Davis (Davies), John (d. 1667), politician and merchant, was the eldest son of Ezekiel Davis of Carrickfergus, Co. Antrim, whose family had come from Gustana, north Wales, in the early sixteenth century. Deeply involved in the commercial and public life of the town, he appeared on the roll of aldermen in 1630. He was appointed sheriff in 1633, and held the mayoralty in 1640, 1641, and 1656. When he was elected MP for Carrickfergus in 1640 his fellow townspeople questioned his honesty and suitability, and similar reservations continued to be expressed throughout his career. He was appointed commissary for Ulster in February 1642 and by 1 December of that year had supplied the New English with foodstuffs worth over £9,000. Although his political sympathies appear to have been Royalist, he shared the common New English view that victory in Ireland was the first priority and formed a close alliance with the influential Antrim planter Sir John Clotworthy (qv) and his associates in the ‘presbyterian party’ at Westminster. When an assessment ordinance providing for the collection of £80,00 to prosecute the war in Ireland was passed by the English parliament in October 1644, the supply contracts for all theatres of war were awarded to Davis. Thereafter Davis dominated the business of provisioning the Irish war, took charge of the collection of the assessments throughout England and Wales, and controlled the complex credit arrangements involved. He was closely concerned with the preparations for Viscount Lisle's (Philip Sidney (qv)) expedition to Ireland as parliament's lord lieutenant in 1647, for which Davis acted as commissary. When the political balance changed and eleven presbyterian leaders were charged with various offences by the army in July 1647, in a bid to have them removed from parliament, the accusations against Clotworthy were extended to include charges of fraud alleged to have been committed in collusion with Davis. These charges were dropped in the following year but Davis did not recover his position. At Westminster in January 1651 his connection with Clotworthy led to an altercation with Lord Folliott and others in which he was stabbed and narrowly escaped death.

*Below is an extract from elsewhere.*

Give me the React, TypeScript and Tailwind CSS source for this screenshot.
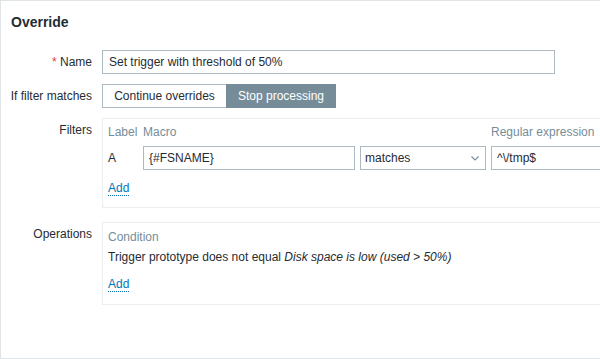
import React from "react";

const font = { fontFamily: '"Liberation Sans", Arial, sans-serif' };

function Label({ children }: { children: React.ReactNode }) {
  return (
    <div className="w-[91px] shrink-0 text-right leading-[24px] text-[12px] text-[#1f2c33]">
      {children}
    </div>
  );
}

function AddLink() {
  return (
    <div className="flex">
      <span className="inline-block leading-[14px] text-[12px] text-[#0275b8] border-b border-dotted border-[#0275b8]">
        Add
      </span>
    </div>
  );
}

export default function App() {
  return (
    <div className="w-[600px] h-[359px] overflow-hidden bg-white" style={font}>
      <div className="w-[640px] h-[359px] border border-[#dfe4e7] bg-white text-[#1f2c33]">
        <h1 className="pl-[10px] pt-[12px] text-[14px] leading-[18px] font-bold text-[#1f2c33]">
          Override
        </h1>

        {/* Name */}
        <div className="mt-[19px] flex gap-[10px]">
          <Label>
            <span className="text-[#e33734]">*</span> Name
          </Label>
          <div className="w-[453px] h-[24px] border border-[#acbbc2] bg-white px-[6px] text-[12px] leading-[22px]">
            Set trigger with threshold of 50%
          </div>
        </div>

        {/* If filter matches */}
        <div className="mt-[10px] flex gap-[10px]">
          <Label>If filter matches</Label>
          <div className="flex h-[24px] text-[12px]">
            <div className="w-[124px] border border-[#acbbc2] border-r-0 bg-white leading-[22px] text-center text-[#1f2c33]">
              Continue overrides
            </div>
            <div className="w-[110px] border border-[#768d99] bg-[#768d99] leading-[22px] text-center text-white">
              Stop processing
            </div>
          </div>
        </div>

        {/* Filters */}
        <div className="mt-[10px] flex gap-[10px]">
          <Label>Filters</Label>
          <div className="w-[600px] h-[90px] border border-[#ebeef0] px-[5px] pt-[5px]">
            <div className="grid grid-cols-[30px_212px_126px_200px] gap-x-[5px] text-[12px] leading-[16px] text-[#768d99]">
              <div>Label</div>
              <div>Macro</div>
              <div></div>
              <div>Regular expression</div>
            </div>
            <div className="mt-[6px] grid grid-cols-[30px_212px_126px_200px] gap-x-[5px] text-[12px]">
              <div className="leading-[24px]">A</div>
              <div className="h-[24px] border border-[#acbbc2] px-[5px] leading-[22px]">{"{#FSNAME}"}</div>
              <div className="h-[24px] border border-[#acbbc2] pl-[4px] pr-[6px] leading-[22px] flex items-center justify-between">
                <span>matches</span>
                <svg width="8" height="5" viewBox="0 0 8 5" className="mt-[1px]">
                  <path d="M0.5 0.5 L4 4 L7.5 0.5" fill="none" stroke="#768d99" strokeWidth="1.1" />
                </svg>
              </div>
              <div className="h-[24px] border border-[#acbbc2] px-[5px] leading-[22px]">^\/tmp$</div>
            </div>
            <div className="mt-[11px]">
              <AddLink />
            </div>
          </div>
        </div>

        {/* Operations */}
        <div className="mt-[14px] flex gap-[10px]">
          <Label>Operations</Label>
          <div className="w-[600px] h-[83px] border border-[#ebeef0] px-[5px] pt-[6px] text-[12px] leading-[16px]">
            <div className="text-[#768d99]">Condition</div>
            <div className="mt-[4px] text-[#1f2c33]">
              Trigger prototype does not equal <i>Disk space is low (used &gt; 50%)</i>
            </div>
            <div className="mt-[12px]">
              <AddLink />
            </div>
          </div>
        </div>
      </div>
    </div>
  );
}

Davis was resident in Carrickfergus during the 1650s and was elected to the Protectorate parliament for Belfast and Carrickfergus in 1656. At the request of John Thurloe, who believed he was ‘a most pestilent fellow’ and a supporter of the king, Henry Cromwell (qv) forbade him to attend. Subsequently Dr Henry Jones (qv), erstwhile bishop of Clogher, reported an informant's allegation that Davis was ‘verie intimate with the Irish, and with the ould adverse party, telling them all newes’ (Clarke, Prelude, 172). Despite these suspicions Davis was added to the list of commissioners for raising the assessment money in Antrim in March 1659. In the autumn of that year he became mayor of Carrickfergus and in December played the leading civilian part in the successful coup against the town's governor, Lt-col. Brian Smith, who was seized by his own soldiers. In the elections to the General Convention early in 1660, he returned his eldest son Hercules as member for the town. He later waited on Charles II at Breda.
Davis was returned to the Irish parliament for Co. Antrim in 1661. He was absent from Ireland in March 1664, and the assertion by George Rawdon (qv) that a new MP was required to replace Davis in October 1665 suggests that this absence may have been prolonged. He died in 1667. He had three sons, Hercules, Henry, and John, all of whom held commissions in the army. His heir, Hercules (d. 1708), married the fourth daughter of Charles Moore (qv), 2nd viscount Drogheda. He continued the family tradition of public service, representing Carrickfergus in the 1660 convention, and sitting as MP for the town (1661–6), for Roscommon borough (1692–3), and once more for Carrickfergus (1695–9).